PROBLEM. Restate the material word for word and leave out anything that is a picture.
— START —
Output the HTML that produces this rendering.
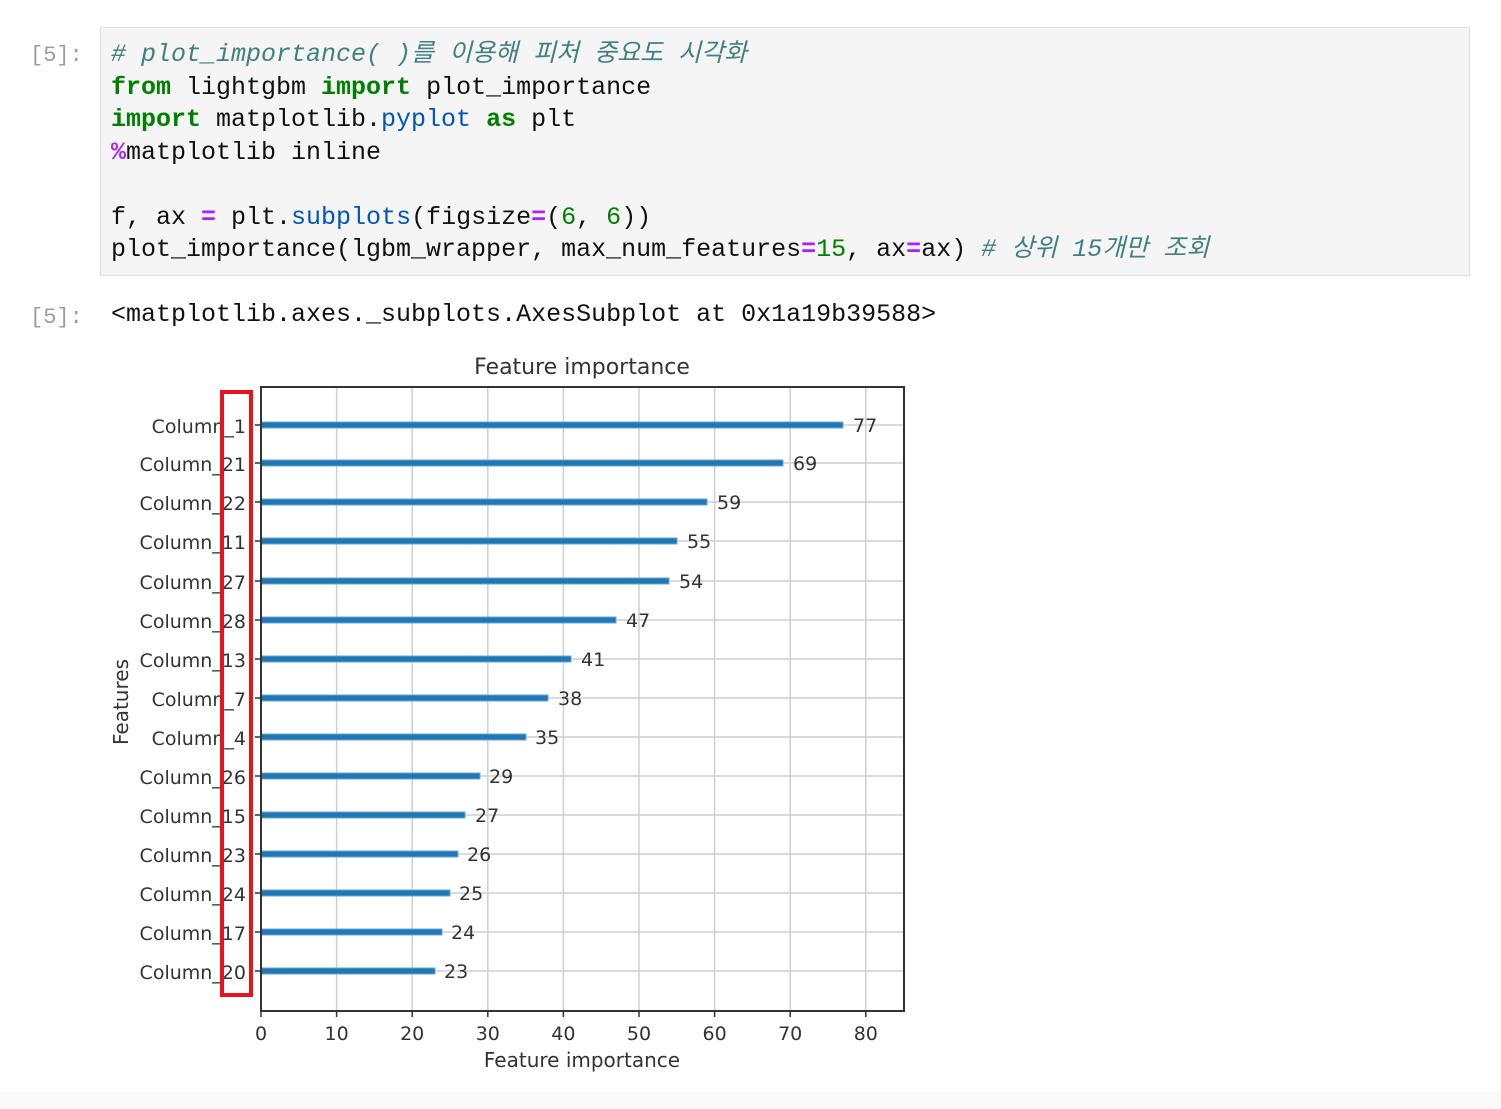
<!DOCTYPE html>
<html><head><meta charset="utf-8"><style>
body{margin:0;width:1501px;height:1109px;background:#fff;position:relative;overflow:hidden;font-family:"Liberation Mono","Noto Sans CJK KR",monospace}
.p{position:absolute;left:30px;color:#9e9e9e;font-size:22px}
.cell{position:absolute;left:100px;top:27px;width:1370px;height:249px;background:#f5f5f5;border:1px solid #e0e0e0;box-sizing:border-box}
pre{margin:0;position:absolute;left:111px;top:39px;font-family:"Liberation Mono","Noto Sans CJK KR",monospace;font-size:25px;line-height:32.5px;color:#111}
.c{color:#408080;font-style:italic}.k{color:#008000;font-weight:bold}.n{color:#0055bb}.o{color:#aa22ff;font-weight:bold}.m{color:#008000}
</style></head><body>
<div class="p" style="top:43px">[5]:</div>
<div class="cell"></div>
<pre><span class="c"># plot_importance( )를 이용해 피처 중요도 시각화</span>
<span class="k">from</span> lightgbm <span class="k">import</span> plot_importance
<span class="k">import</span> matplotlib.<span class="n">pyplot</span> <span class="k">as</span> plt
<span class="o">%</span>matplotlib inline

f, ax <span class="o">=</span> plt.<span class="n">subplots</span>(figsize<span class="o">=</span>(<span class="m">6</span>, <span class="m">6</span>))
plot_importance(lgbm_wrapper, max_num_features<span class="o">=</span><span class="m">15</span>, ax<span class="o">=</span>ax) <span class="c"># 상위 15개만 조회</span></pre>
<div class="p" style="top:305px">[5]:</div>
<pre style="top:299px">&lt;matplotlib.axes._subplots.AxesSubplot at 0x1a19b39588&gt;</pre>
<div style="position:absolute;left:0;top:1092px;width:1501px;height:17px;background:#fafafa"></div>
<svg width="1501" height="1109" style="position:absolute;left:0;top:0" font-family="DejaVu Sans, sans-serif" font-size="19" fill="#333">
<g stroke="#cfcfcf" stroke-width="1.5">
<line x1="336.6" y1="387" x2="336.6" y2="1011"/><line x1="412.2" y1="387" x2="412.2" y2="1011"/><line x1="487.8" y1="387" x2="487.8" y2="1011"/><line x1="563.4" y1="387" x2="563.4" y2="1011"/><line x1="639" y1="387" x2="639" y2="1011"/><line x1="714.6" y1="387" x2="714.6" y2="1011"/><line x1="790.2" y1="387" x2="790.2" y2="1011"/><line x1="865.8" y1="387" x2="865.8" y2="1011"/>
<line x1="261" y1="425" x2="904" y2="425"/><line x1="261" y1="463" x2="904" y2="463"/><line x1="261" y1="502" x2="904" y2="502"/><line x1="261" y1="541" x2="904" y2="541"/><line x1="261" y1="581" x2="904" y2="581"/><line x1="261" y1="620" x2="904" y2="620"/><line x1="261" y1="659" x2="904" y2="659"/><line x1="261" y1="698" x2="904" y2="698"/><line x1="261" y1="737" x2="904" y2="737"/><line x1="261" y1="776" x2="904" y2="776"/><line x1="261" y1="815" x2="904" y2="815"/><line x1="261" y1="854" x2="904" y2="854"/><line x1="261" y1="893" x2="904" y2="893"/><line x1="261" y1="932" x2="904" y2="932"/><line x1="261" y1="971" x2="904" y2="971"/>
</g>
<g fill="#1f77b4" stroke="#6aa6d6" stroke-width="1">
<rect x="261" y="422" width="582" height="6"/><rect x="261" y="460" width="522" height="6"/><rect x="261" y="499" width="446" height="6"/><rect x="261" y="538" width="416" height="6"/><rect x="261" y="578" width="408" height="6"/><rect x="261" y="617" width="355" height="6"/><rect x="261" y="656" width="310" height="6"/><rect x="261" y="695" width="287" height="6"/><rect x="261" y="734" width="265" height="6"/><rect x="261" y="773" width="219" height="6"/><rect x="261" y="812" width="204" height="6"/><rect x="261" y="851" width="197" height="6"/><rect x="261" y="890" width="189" height="6"/><rect x="261" y="929" width="181" height="6"/><rect x="261" y="968" width="174" height="6"/>
</g>
<rect x="261" y="387" width="643" height="624" fill="none" stroke="#333" stroke-width="2"/>
<g stroke="#333" stroke-width="1.5">
<line x1="255" y1="425" x2="261" y2="425"/><line x1="255" y1="463" x2="261" y2="463"/><line x1="255" y1="502" x2="261" y2="502"/><line x1="255" y1="541" x2="261" y2="541"/><line x1="255" y1="581" x2="261" y2="581"/><line x1="255" y1="620" x2="261" y2="620"/><line x1="255" y1="659" x2="261" y2="659"/><line x1="255" y1="698" x2="261" y2="698"/><line x1="255" y1="737" x2="261" y2="737"/><line x1="255" y1="776" x2="261" y2="776"/><line x1="255" y1="815" x2="261" y2="815"/><line x1="255" y1="854" x2="261" y2="854"/><line x1="255" y1="893" x2="261" y2="893"/><line x1="255" y1="932" x2="261" y2="932"/><line x1="255" y1="971" x2="261" y2="971"/>
<line x1="261" y1="1011" x2="261" y2="1017"/><line x1="336.6" y1="1011" x2="336.6" y2="1017"/><line x1="412.2" y1="1011" x2="412.2" y2="1017"/><line x1="487.8" y1="1011" x2="487.8" y2="1017"/><line x1="563.4" y1="1011" x2="563.4" y2="1017"/><line x1="639" y1="1011" x2="639" y2="1017"/><line x1="714.6" y1="1011" x2="714.6" y2="1017"/><line x1="790.2" y1="1011" x2="790.2" y2="1017"/><line x1="865.8" y1="1011" x2="865.8" y2="1017"/>
</g>
<g text-anchor="end">
<text x="246" y="433">Column_1</text><text x="246" y="471">Column_21</text><text x="246" y="510">Column_22</text><text x="246" y="549">Column_11</text><text x="246" y="589">Column_27</text><text x="246" y="628">Column_28</text><text x="246" y="667">Column_13</text><text x="246" y="706">Column_7</text><text x="246" y="745">Column_4</text><text x="246" y="784">Column_26</text><text x="246" y="823">Column_15</text><text x="246" y="862">Column_23</text><text x="246" y="901">Column_24</text><text x="246" y="940">Column_17</text><text x="246" y="979">Column_20</text>
</g>
<g>
<text x="853" y="432">77</text><text x="793" y="470">69</text><text x="717" y="509">59</text><text x="687" y="548">55</text><text x="679" y="588">54</text><text x="626" y="627">47</text><text x="581" y="666">41</text><text x="558" y="705">38</text><text x="535" y="744">35</text><text x="489" y="783">29</text><text x="475" y="822">27</text><text x="467" y="861">26</text><text x="459" y="900">25</text><text x="451" y="939">24</text><text x="444" y="978">23</text>
</g>
<g text-anchor="middle">
<text x="261" y="1040">0</text><text x="336.6" y="1040">10</text><text x="412.2" y="1040">20</text><text x="487.8" y="1040">30</text><text x="563.4" y="1040">40</text><text x="639" y="1040">50</text><text x="714.6" y="1040">60</text><text x="790.2" y="1040">70</text><text x="865.8" y="1040">80</text>
<text x="582" y="1067" font-size="20">Feature importance</text>
<text x="582" y="374" font-size="22">Feature importance</text>
<text x="0" y="0" font-size="20" transform="translate(128,702) rotate(-90)">Features</text>
</g>
<rect x="222" y="392" width="29" height="603" fill="none" stroke="#e8141c" stroke-width="4"/>
</svg>
</body></html>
— END —
TASK SOLUTION.
Output the HTML that produces this rendering.
<!DOCTYPE html>
<html><head><meta charset="utf-8"><style>
body{margin:0;width:1501px;height:1109px;background:#fff;position:relative;overflow:hidden;font-family:"Liberation Mono","Noto Sans CJK KR",monospace}
.p{position:absolute;left:30px;color:#9e9e9e;font-size:22px}
.cell{position:absolute;left:100px;top:27px;width:1370px;height:249px;background:#f5f5f5;border:1px solid #e0e0e0;box-sizing:border-box}
pre{margin:0;position:absolute;left:111px;top:39px;font-family:"Liberation Mono","Noto Sans CJK KR",monospace;font-size:25px;line-height:32.5px;color:#111}
.c{color:#408080;font-style:italic}.k{color:#008000;font-weight:bold}.n{color:#0055bb}.o{color:#aa22ff;font-weight:bold}.m{color:#008000}
</style></head><body>
<div class="p" style="top:43px">[5]:</div>
<div class="cell"></div>
<pre><span class="c"># plot_importance( )를 이용해 피처 중요도 시각화</span>
<span class="k">from</span> lightgbm <span class="k">import</span> plot_importance
<span class="k">import</span> matplotlib.<span class="n">pyplot</span> <span class="k">as</span> plt
<span class="o">%</span>matplotlib inline

f, ax <span class="o">=</span> plt.<span class="n">subplots</span>(figsize<span class="o">=</span>(<span class="m">6</span>, <span class="m">6</span>))
plot_importance(lgbm_wrapper, max_num_features<span class="o">=</span><span class="m">15</span>, ax<span class="o">=</span>ax) <span class="c"># 상위 15개만 조회</span></pre>
<div class="p" style="top:305px">[5]:</div>
<pre style="top:299px">&lt;matplotlib.axes._subplots.AxesSubplot at 0x1a19b39588&gt;</pre>
<div style="position:absolute;left:0;top:1092px;width:1501px;height:17px;background:#fafafa"></div>
<svg width="1501" height="1109" style="position:absolute;left:0;top:0" font-family="DejaVu Sans, sans-serif" font-size="19" fill="#333">
<g stroke="#cfcfcf" stroke-width="1.5">
<line x1="336.6" y1="387" x2="336.6" y2="1011"/><line x1="412.2" y1="387" x2="412.2" y2="1011"/><line x1="487.8" y1="387" x2="487.8" y2="1011"/><line x1="563.4" y1="387" x2="563.4" y2="1011"/><line x1="639" y1="387" x2="639" y2="1011"/><line x1="714.6" y1="387" x2="714.6" y2="1011"/><line x1="790.2" y1="387" x2="790.2" y2="1011"/><line x1="865.8" y1="387" x2="865.8" y2="1011"/>
<line x1="261" y1="425" x2="904" y2="425"/><line x1="261" y1="463" x2="904" y2="463"/><line x1="261" y1="502" x2="904" y2="502"/><line x1="261" y1="541" x2="904" y2="541"/><line x1="261" y1="581" x2="904" y2="581"/><line x1="261" y1="620" x2="904" y2="620"/><line x1="261" y1="659" x2="904" y2="659"/><line x1="261" y1="698" x2="904" y2="698"/><line x1="261" y1="737" x2="904" y2="737"/><line x1="261" y1="776" x2="904" y2="776"/><line x1="261" y1="815" x2="904" y2="815"/><line x1="261" y1="854" x2="904" y2="854"/><line x1="261" y1="893" x2="904" y2="893"/><line x1="261" y1="932" x2="904" y2="932"/><line x1="261" y1="971" x2="904" y2="971"/>
</g>
<g fill="#1f77b4" stroke="#6aa6d6" stroke-width="1">
<rect x="261" y="422" width="582" height="6"/><rect x="261" y="460" width="522" height="6"/><rect x="261" y="499" width="446" height="6"/><rect x="261" y="538" width="416" height="6"/><rect x="261" y="578" width="408" height="6"/><rect x="261" y="617" width="355" height="6"/><rect x="261" y="656" width="310" height="6"/><rect x="261" y="695" width="287" height="6"/><rect x="261" y="734" width="265" height="6"/><rect x="261" y="773" width="219" height="6"/><rect x="261" y="812" width="204" height="6"/><rect x="261" y="851" width="197" height="6"/><rect x="261" y="890" width="189" height="6"/><rect x="261" y="929" width="181" height="6"/><rect x="261" y="968" width="174" height="6"/>
</g>
<rect x="261" y="387" width="643" height="624" fill="none" stroke="#333" stroke-width="2"/>
<g stroke="#333" stroke-width="1.5">
<line x1="255" y1="425" x2="261" y2="425"/><line x1="255" y1="463" x2="261" y2="463"/><line x1="255" y1="502" x2="261" y2="502"/><line x1="255" y1="541" x2="261" y2="541"/><line x1="255" y1="581" x2="261" y2="581"/><line x1="255" y1="620" x2="261" y2="620"/><line x1="255" y1="659" x2="261" y2="659"/><line x1="255" y1="698" x2="261" y2="698"/><line x1="255" y1="737" x2="261" y2="737"/><line x1="255" y1="776" x2="261" y2="776"/><line x1="255" y1="815" x2="261" y2="815"/><line x1="255" y1="854" x2="261" y2="854"/><line x1="255" y1="893" x2="261" y2="893"/><line x1="255" y1="932" x2="261" y2="932"/><line x1="255" y1="971" x2="261" y2="971"/>
<line x1="261" y1="1011" x2="261" y2="1017"/><line x1="336.6" y1="1011" x2="336.6" y2="1017"/><line x1="412.2" y1="1011" x2="412.2" y2="1017"/><line x1="487.8" y1="1011" x2="487.8" y2="1017"/><line x1="563.4" y1="1011" x2="563.4" y2="1017"/><line x1="639" y1="1011" x2="639" y2="1017"/><line x1="714.6" y1="1011" x2="714.6" y2="1017"/><line x1="790.2" y1="1011" x2="790.2" y2="1017"/><line x1="865.8" y1="1011" x2="865.8" y2="1017"/>
</g>
<g text-anchor="end">
<text x="246" y="433">Column_1</text><text x="246" y="471">Column_21</text><text x="246" y="510">Column_22</text><text x="246" y="549">Column_11</text><text x="246" y="589">Column_27</text><text x="246" y="628">Column_28</text><text x="246" y="667">Column_13</text><text x="246" y="706">Column_7</text><text x="246" y="745">Column_4</text><text x="246" y="784">Column_26</text><text x="246" y="823">Column_15</text><text x="246" y="862">Column_23</text><text x="246" y="901">Column_24</text><text x="246" y="940">Column_17</text><text x="246" y="979">Column_20</text>
</g>
<g>
<text x="853" y="432">77</text><text x="793" y="470">69</text><text x="717" y="509">59</text><text x="687" y="548">55</text><text x="679" y="588">54</text><text x="626" y="627">47</text><text x="581" y="666">41</text><text x="558" y="705">38</text><text x="535" y="744">35</text><text x="489" y="783">29</text><text x="475" y="822">27</text><text x="467" y="861">26</text><text x="459" y="900">25</text><text x="451" y="939">24</text><text x="444" y="978">23</text>
</g>
<g text-anchor="middle">
<text x="261" y="1040">0</text><text x="336.6" y="1040">10</text><text x="412.2" y="1040">20</text><text x="487.8" y="1040">30</text><text x="563.4" y="1040">40</text><text x="639" y="1040">50</text><text x="714.6" y="1040">60</text><text x="790.2" y="1040">70</text><text x="865.8" y="1040">80</text>
<text x="582" y="1067" font-size="20">Feature importance</text>
<text x="582" y="374" font-size="22">Feature importance</text>
<text x="0" y="0" font-size="20" transform="translate(128,702) rotate(-90)">Features</text>
</g>
<rect x="222" y="392" width="29" height="603" fill="none" stroke="#e8141c" stroke-width="4"/>
</svg>
</body></html>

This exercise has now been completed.